O produto do país é a soma dos bens materiais e serviços finais produzidos durante o ano. Por que a palavra "finais" na frase? Para não contar a mesma coisa várias vezes. Não se pode somar a produção de trigo bruto (na lavoura), mais a produção de farinha (na indústria), mais a produção de pão (na padaria). O que a sociedade tem para consumir é apenas o pão. A semente virou trigo, que virou farinha, e esta virou pão. São três fases do mesmo processo.
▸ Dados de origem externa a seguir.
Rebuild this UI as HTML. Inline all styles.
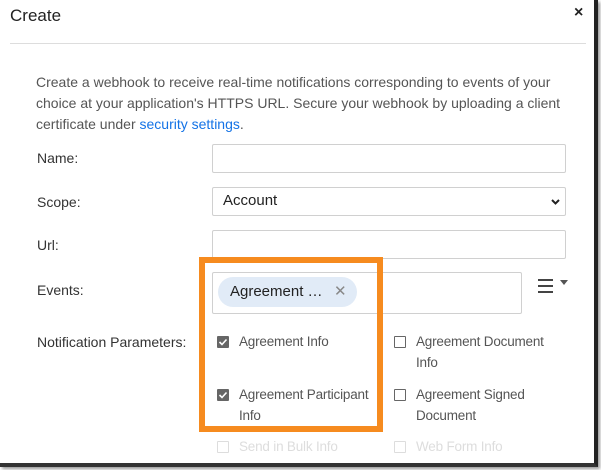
<!DOCTYPE html>
<html><head><style>
body{margin:0;width:601px;height:470px;background:#fff;position:relative;overflow:hidden;font-family:"Liberation Sans",sans-serif;}
.a{position:absolute;}
.lbl{position:absolute;left:37px;font-size:14px;color:#333;}
.inp{position:absolute;left:212px;width:352px;height:27px;border:1px solid #d0d0d0;border-radius:2px;background:#fff;}
.cb{position:absolute;width:10px;height:10px;border:1.5px solid #666;border-radius:1px;}
.cb.on{background:#666;}
.cb.on svg{position:absolute;left:0;top:0;}
.ct{position:absolute;font-size:13.5px;color:#555;line-height:21px;letter-spacing:-0.2px;}
</style></head><body>
<div class="a" style="left:0;top:0;width:594px;height:463px;border-right:4px solid #222;border-bottom:4px solid #333;box-shadow:2px 2px 3px #999;"></div>
<div class="a" style="left:10px;top:6px;font-size:17px;color:#222;">Create</div>
<div class="a" style="left:574px;top:4px;font-size:16px;font-weight:bold;color:#222;">×</div>
<div class="a" style="left:10px;top:43px;width:576px;height:1px;background:#ddd;"></div>
<div class="a" style="left:36px;top:72px;width:540px;font-size:14px;line-height:21px;color:#555;">Create a webhook to receive real-time notifications corresponding to events of your choice at your application's HTTPS URL. Secure your webhook by uploading a client certificate under <span style="color:#1473e6">security settings</span>.</div>
<div class="lbl" style="top:150px;">Name:</div>
<div class="inp" style="top:144px;"></div>
<div class="lbl" style="top:194px;">Scope:</div>
<div class="inp" style="top:187px;"><span class="a" style="left:10px;top:4px;font-size:15px;color:#222;">Account</span>
<svg class="a" style="right:5px;top:11px;" width="9" height="6" viewBox="0 0 9 6"><path d="M1 1 L4.5 4.5 L8 1" stroke="#222" stroke-width="2" fill="none"/></svg></div>
<div class="lbl" style="top:237px;">Url:</div>
<div class="inp" style="top:230px;"></div>
<div class="lbl" style="top:282px;">Events:</div>
<div class="a" style="left:212px;top:272px;width:308px;height:40px;border:1px solid #d0d0d0;border-radius:2px;"></div>
<div class="a" style="left:218px;top:277px;width:139px;height:30px;border-radius:15px;background:#e1ebf7;"><span class="a" style="left:12px;top:6px;font-size:15px;color:#222;">Agreement …</span><span class="a" style="left:116px;top:5px;font-size:15px;color:#888;">✕</span></div>
<div class="a" style="left:538px;top:279px;width:15px;">
<div style="height:2px;background:#444;margin-bottom:4px"></div><div style="height:2px;background:#444;margin-bottom:4px"></div><div style="height:2px;background:#444"></div></div>
<div class="a" style="left:560px;top:280px;width:0;height:0;border-left:4px solid transparent;border-right:4px solid transparent;border-top:5px solid #555;"></div>
<div class="lbl" style="top:334px;">Notification Parameters:</div>
<div class="cb on" style="left:217px;top:336px;"><svg width="10" height="10" viewBox="0 0 10 10"><path d="M1.5 5 L4 7.5 L8.5 2.5" stroke="#fff" stroke-width="1.6" fill="none"/></svg></div><div class="ct" style="left:239px;top:331px;">Agreement Info</div>
<div class="cb" style="left:394px;top:336px;"></div><div class="ct" style="left:416px;top:331px;">Agreement Document<br>Info</div>
<div class="cb on" style="left:217px;top:389px;"><svg width="10" height="10" viewBox="0 0 10 10"><path d="M1.5 5 L4 7.5 L8.5 2.5" stroke="#fff" stroke-width="1.6" fill="none"/></svg></div><div class="ct" style="left:239px;top:384px;">Agreement Participant<br>Info</div>
<div class="cb" style="left:394px;top:389px;"></div><div class="ct" style="left:416px;top:384px;">Agreement Signed<br>Document</div>
<div class="cb" style="left:217px;top:441px;border-color:#ddd;"></div><div class="ct" style="left:239px;top:436px;color:#ddd;">Send in Bulk Info</div>
<div class="cb" style="left:394px;top:441px;border-color:#ddd;"></div><div class="ct" style="left:416px;top:436px;color:#ddd;">Web Form Info</div>
<div class="a" style="left:199px;top:257px;width:172px;height:163px;border:6px solid #f68b1f;"></div>
</body></html>
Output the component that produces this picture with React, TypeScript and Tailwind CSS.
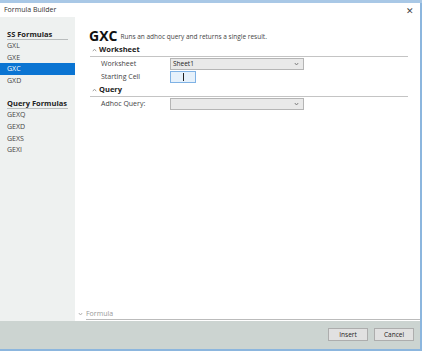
import React from "react";

const font = { fontFamily: '"Open Sans", "Noto Sans", sans-serif' };

function Chevron({ up = false, className = "" }: { up?: boolean; className?: string }) {
  return (
    <svg width="5" height="4" viewBox="0 0 5 4" className={className}>
      <path
        d={up ? "M0.8 3.2 L2.5 1.2 L4.2 3.2" : "M0.8 1 L2.5 3 L4.2 1"}
        fill="none"
        stroke="currentColor"
        strokeWidth="0.9"
      />
    </svg>
  );
}

function SideGroup({ title, items, active }: { title: string; items: string[]; active?: string }) {
  return (
    <div className="flex flex-col">
      <div className="mx-[7px] h-[11px] border-b border-[#b9bdbd] text-[7.5px] font-bold leading-[10px] text-[#222]">
        {title}
      </div>
      {items.map((it) => (
        <div
          key={it}
          className={`h-[11.6px] px-[7px] text-[7px] leading-[11.6px] ${
            it === active ? "bg-[#0a74d2] text-white" : "text-[#444]"
          }`}
        >
          {it}
        </div>
      ))}
    </div>
  );
}

function Section({ title }: { title: string }) {
  return (
    <div className="flex h-[13px] items-center gap-[2px] border-b border-[#c4c4c4] pl-[2px]">
      <Chevron up className="text-[#999]" />
      <span className="text-[7.5px] font-bold text-[#222]">{title}</span>
    </div>
  );
}

function Select({ value }: { value?: string }) {
  return (
    <div className="flex h-[12px] w-[134px] items-center justify-between border border-[#b5b5b5] bg-[#e9e9e9] px-[2px] text-[6.5px] text-[#222]">
      <span>{value}</span>
      <Chevron className="mr-[2px] text-[#777]" />
    </div>
  );
}

export default function App() {
  return (
    <div style={font} className="flex h-[351px] w-[422px] flex-col overflow-hidden bg-white">
      <div className="h-[3px] bg-[#a9c8e6]" />
      <div className="flex flex-1 flex-col border-b-2 border-r-2 border-[#8cb6de]">
        <div className="flex h-[14px] items-center justify-between pl-[4px] pr-[6px]">
          <span className="text-[7px] text-[#333]">Formula Builder</span>
          <span className="text-[9px] leading-none text-[#444]">✕</span>
        </div>
        <div className="flex flex-1">
          <div className="flex w-[75px] flex-col gap-[12px] bg-[#eef1f0] pt-[12px]">
            <SideGroup title="SS Formulas" items={["GXL", "GXE", "GXC", "GXD"]} active="GXC" />
            <SideGroup title="Query Formulas" items={["GEXQ", "GEXD", "GEXS", "GEXI"]} />
          </div>
          <div className="flex flex-1 flex-col pt-[11px]">
            <div className="flex h-[16px] items-center gap-[3px] pl-[14px]">
              <span className="text-[14px] font-bold leading-none text-[#111]">GXC</span>
              <span className="pt-[2px] text-[6.5px] text-[#444]">Runs an adhoc query and returns a single result.</span>
            </div>
            <div className="ml-[15px] mr-[12px] flex flex-col">
              <Section title="Worksheet" />
              <div className="mt-[1px] flex flex-col gap-[1px] pl-[11px]">
                <div className="flex items-center">
                  <span className="w-[69px] text-[7px] text-[#444]">Worksheet</span>
                  <Select value="Sheet1" />
                </div>
                <div className="flex items-center">
                  <span className="w-[69px] text-[7px] text-[#444]">Starting Cell</span>
                  <div className="flex h-[12px] w-[26px] items-center justify-center border border-[#7fb2e5] bg-[#e6f1fb]">
                    <div className="h-[8px] w-[1px] bg-[#222]" />
                  </div>
                </div>
              </div>
              <div className="mt-[1px]">
                <Section title="Query" />
              </div>
              <div className="mt-[1px] flex items-center pl-[11px]">
                <span className="w-[69px] text-[7px] text-[#444]">Adhoc Query:</span>
                <Select />
              </div>
            </div>
            <div className="mt-auto mb-[1px] ml-[3px] flex h-[12px] items-center gap-[3px]">
              <Chevron className="text-[#aaa]" />
              <span className="flex-1 border-b border-[#bbb] text-[7px] leading-[11px] text-[#999]">Formula</span>
            </div>
          </div>
        </div>
        <div className="flex h-[28px] items-start justify-end gap-[6px] bg-[#ccd4d1] pr-[6px] pt-[7px]">
          <button className="h-[13px] w-[40px] border border-[#adadad] bg-[#e1e1e1] text-[6.5px] text-[#222]">Insert</button>
          <button className="h-[13px] w-[40px] border border-[#adadad] bg-[#e1e1e1] text-[6.5px] text-[#222]">Cancel</button>
        </div>
      </div>
    </div>
  );
}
A renda da terra, os salários do trabalho, os juros do capital e os lucros do empresário são apenas o outro lado do produto. O valor total dessas quatro rendas é igual ao valor total da produção. A má distribuição da renda é igual à má distribuição do produto. Pense na população como uma família só, e o produto do país como uma
pizza. Se a pizza fosse cortada em 194 milhões de fatias iguais, todos teriam exatamente o mesmo tanto para consumir, ou seja, a mesma quantidade de bens e serviços para cada habitante.
Mas as coisas não são assim. O sistema diz que um engenheiro merece uma fatia maior que um operário. O meio para dar mais ao engenheiro e menos ao operário é o salário de ambos, pago na moeda nacional. A moeda é apenas um vale que permite ao engenheiro e ao operário consumirem o quanto seu salário pode comprar. O operário vai consumir menos porque o sistema crê que ele contribui menos para a fabricação da pizza (o produto).
Como o setor privado é uma máquina de produzir sem grande preocupação com a distribuição, inventou-se o governo, cuja função é tomar parte da renda do engenheiro (em forma de tributos) e distribuir ao operário (em forma de educação, saúde, Bolsa Família etc). Para isso, o governo cria um complexo sistema de impostos e outro complexo sistema de serviços (escolas, hospitais e burocratas).
Mas o Estado tem outras funções defesa nacional, segurança interna, infraestrutura, justiça etc. e a máquina estatal vai crescendo e, para fazer funcionar a máquina de distribuir, o governo necessita de funcionários. O sistema diz que o funcionário encarregado de tirar do engenheiro e dar ao operário também merece uma fatia maior que a fatia do operário. Assim, parte dos tributos o governo não distribui ao operário, mas usa para sustentar a si mesmo, seus políticos e seus burocratas.
Recente estudo feito pelo Ipea que é um instituto de estudos e pesquisa do próprio governo mostrou que o Estado é, ele próprio, um agente concentrador de renda. O estudo diz que o governo causa desigualdade de várias formas. Pela remuneração dos servidores públicos (23% acima da média do setor privado para as mesmas funções), pela previdência social dos servidores públicos (o limite de aposentadoria do setor privado está em R$ 4.159, enquanto os servidores se aposentam com salário integral) e também pelo sistema tributário.
Com os tributos indiretos (PIS, Cofins, ICMS, IPI etc.), os pobres gastam, com tributos, um porcentual de sua renda maior do que os ricos. Para reduzir a concentração de renda, o governo apela para isenções tributárias seletivas (caso da cesta básica) e monta programas sociais (caso do Bolsa Família). Porém, feito o balanço final, diz o estudo que o Estado é o responsável por 1/3 da concentração de renda no país.
O governo se parece com um pai que espanca o filho e depois lhe fornece álcool e algodão para curar as feridas.
José Pio Martins, economista, é reitor da Universidade Positivo.